Chapter 10: Hire Minds, Not Just Hands#

Role: The Author (Direct Narrator)


Core Principle#

An employee who thinks is worth ten who only execute. Build a team of problem-solvers, not order-takers.

Your business scales to the extent that your team can think independently.


Deep Explanation#

There are two types of employees:

Hands: They do what they’re told. They wait for instructions. They report problems upward. They’re paid for time.

Minds: They solve problems before you know they exist. They bring solutions, not questions. They improve systems without being asked. They’re paid for value.

Most employers hire hands and complain they don’t have minds.

This is like buying a bicycle and complaining it doesn’t fly.

The Real Cost of “Hands”:

Every problem a “hand” brings you costs:

  • Your time (to solve it)
  • Their time (waiting for your answer)
  • Opportunity cost (what you could have done instead)
  • Momentum cost (work stops until you decide)

Multiply this by 10 employees, 5 problems per day. That’s 50 interruptions daily.

You’re not running a business. You’re running a help desk.

The Multiplier Effect of “Minds”:

A thinking employee:

  • Solves problems at their level (you never hear about them)
  • Improves processes (work gets easier over time)
  • Spots opportunities (new revenue, cost savings)
  • Mentors others (raises the whole team’s capability)
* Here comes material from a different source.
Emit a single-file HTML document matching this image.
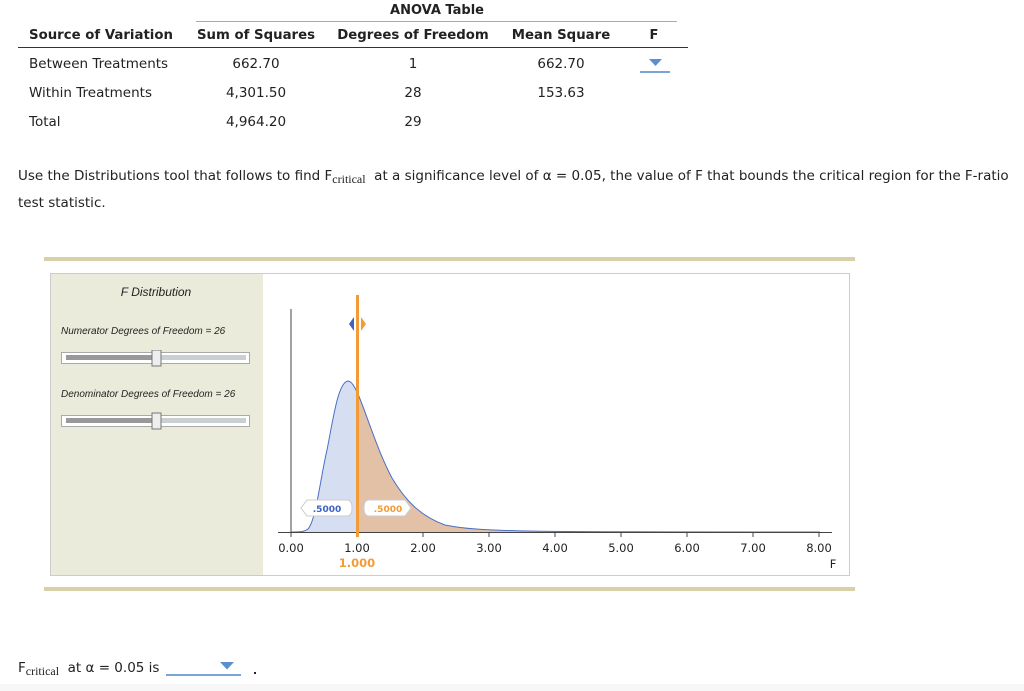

One thinking employee can be worth 5-10 executing employees.

How to Identify Minds:

In interviews, ask:

  • “Tell me about a time you solved a problem your boss didn’t know about.”
  • “Describe a process you improved without being asked.”
  • “What’s something you disagreed with at work? How did you handle it?”

Listen for: Initiative. Ownership. Independent thinking.

Red flags: “I just do what I’m told.” “That’s not my job.” “I waited for instructions.”

How to Keep Minds:

Thinking employees leave when:

  • They’re micromanaged (you don’t trust their judgment)
  • They’re underpaid (they know their market value)
  • They’re bored (no room to grow or contribute ideas)

To retain them:

  • Give them problems, not tasks
  • Pay above market (they’re worth it)
  • Listen to their ideas and implement the good ones
  • Promote based on impact, not tenure

Real Cases#

Case 1: The Manager Who Transformed a Team

A retail manager inherited a team of 15. Turnover was high. Performance was mediocre.

She changed one thing: she stopped giving instructions and started giving problems.

Instead of: “Stock these shelves by 5 PM.” She said: “Customers can’t find products easily. How would you fix this?”

Instead of: “Process these returns.” She said: “Return processing takes too long. What would speed it up?”

Within 6 months:

  • Two employees proposed a new inventory system (saved 20 hours/week)
  • One employee redesigned the return process (cut time by 50%)
  • Turnover dropped to near zero (people felt valued)
  • Store performance went from bottom quartile to top

Same employees. Different expectations.

Case 2: The Developer Who Saved the Company

A software company was losing a major client. The account manager was ready to accept the loss.

A junior developer noticed something: the client’s complaints were all about one feature. He spent a weekend rebuilding it.

Monday morning, he demoed the fix to the client.

They didn’t just stay. They expanded their contract.

That developer was promoted within a year. He now runs the product team.

He wasn’t the most skilled developer. He was the one who thought like an owner.


Action Checklist#

  • Audit your current team. Who brings solutions? Who brings problems? Start tracking this.
  • Change how you delegate. Instead of “Do X,” try “Here’s the problem. What do you recommend?”
  • Reward thinking, not just doing. Publicly recognize employees who solve problems independently.
  • Pay thinking employees more. They’re worth it. If you don’t, competitors will.
  • Create idea channels. Regular meetings where employees propose improvements. Implement the best ones.
  • Fire chronic “hands.” If someone consistently refuses to think, they’re dragging down the team. Replace them.

Flywheel Connection#

This is the Operations Flywheel’s leverage mechanism.

Thinking employees:

  • Multiply your effectiveness (they solve problems without you)
  • Improve systems continuously (compound efficiency gains)
  • Attract other thinkers (talent attracts talent)
  • Enable your focus on strategy (you’re freed from daily fires)

A team of only “hands” caps your growth. You become the bottleneck.


Golden Quote#

“Don’t hire people to fill roles. Hire people to solve problems. Roles get filled. Problems get solved. Only one builds wealth.”


Practice Exercise#

  1. The Problem-vs-Solution Tracker: For one week, track every interaction with your team. Note: did they bring a problem or a solution? Calculate the ratio. If it’s below 50% solutions, you have a hiring or management problem.

  2. The Delegation Upgrade: Take three tasks you currently delegate with instructions. Reframe them as problems. Next time, present the problem and ask for their recommended solution. Compare the results.

  3. The Thinking Employee Investment: Identify your top thinking employee. Ask them: “What’s one problem you wish you could solve?” Give them resources to solve it. Track the ROI.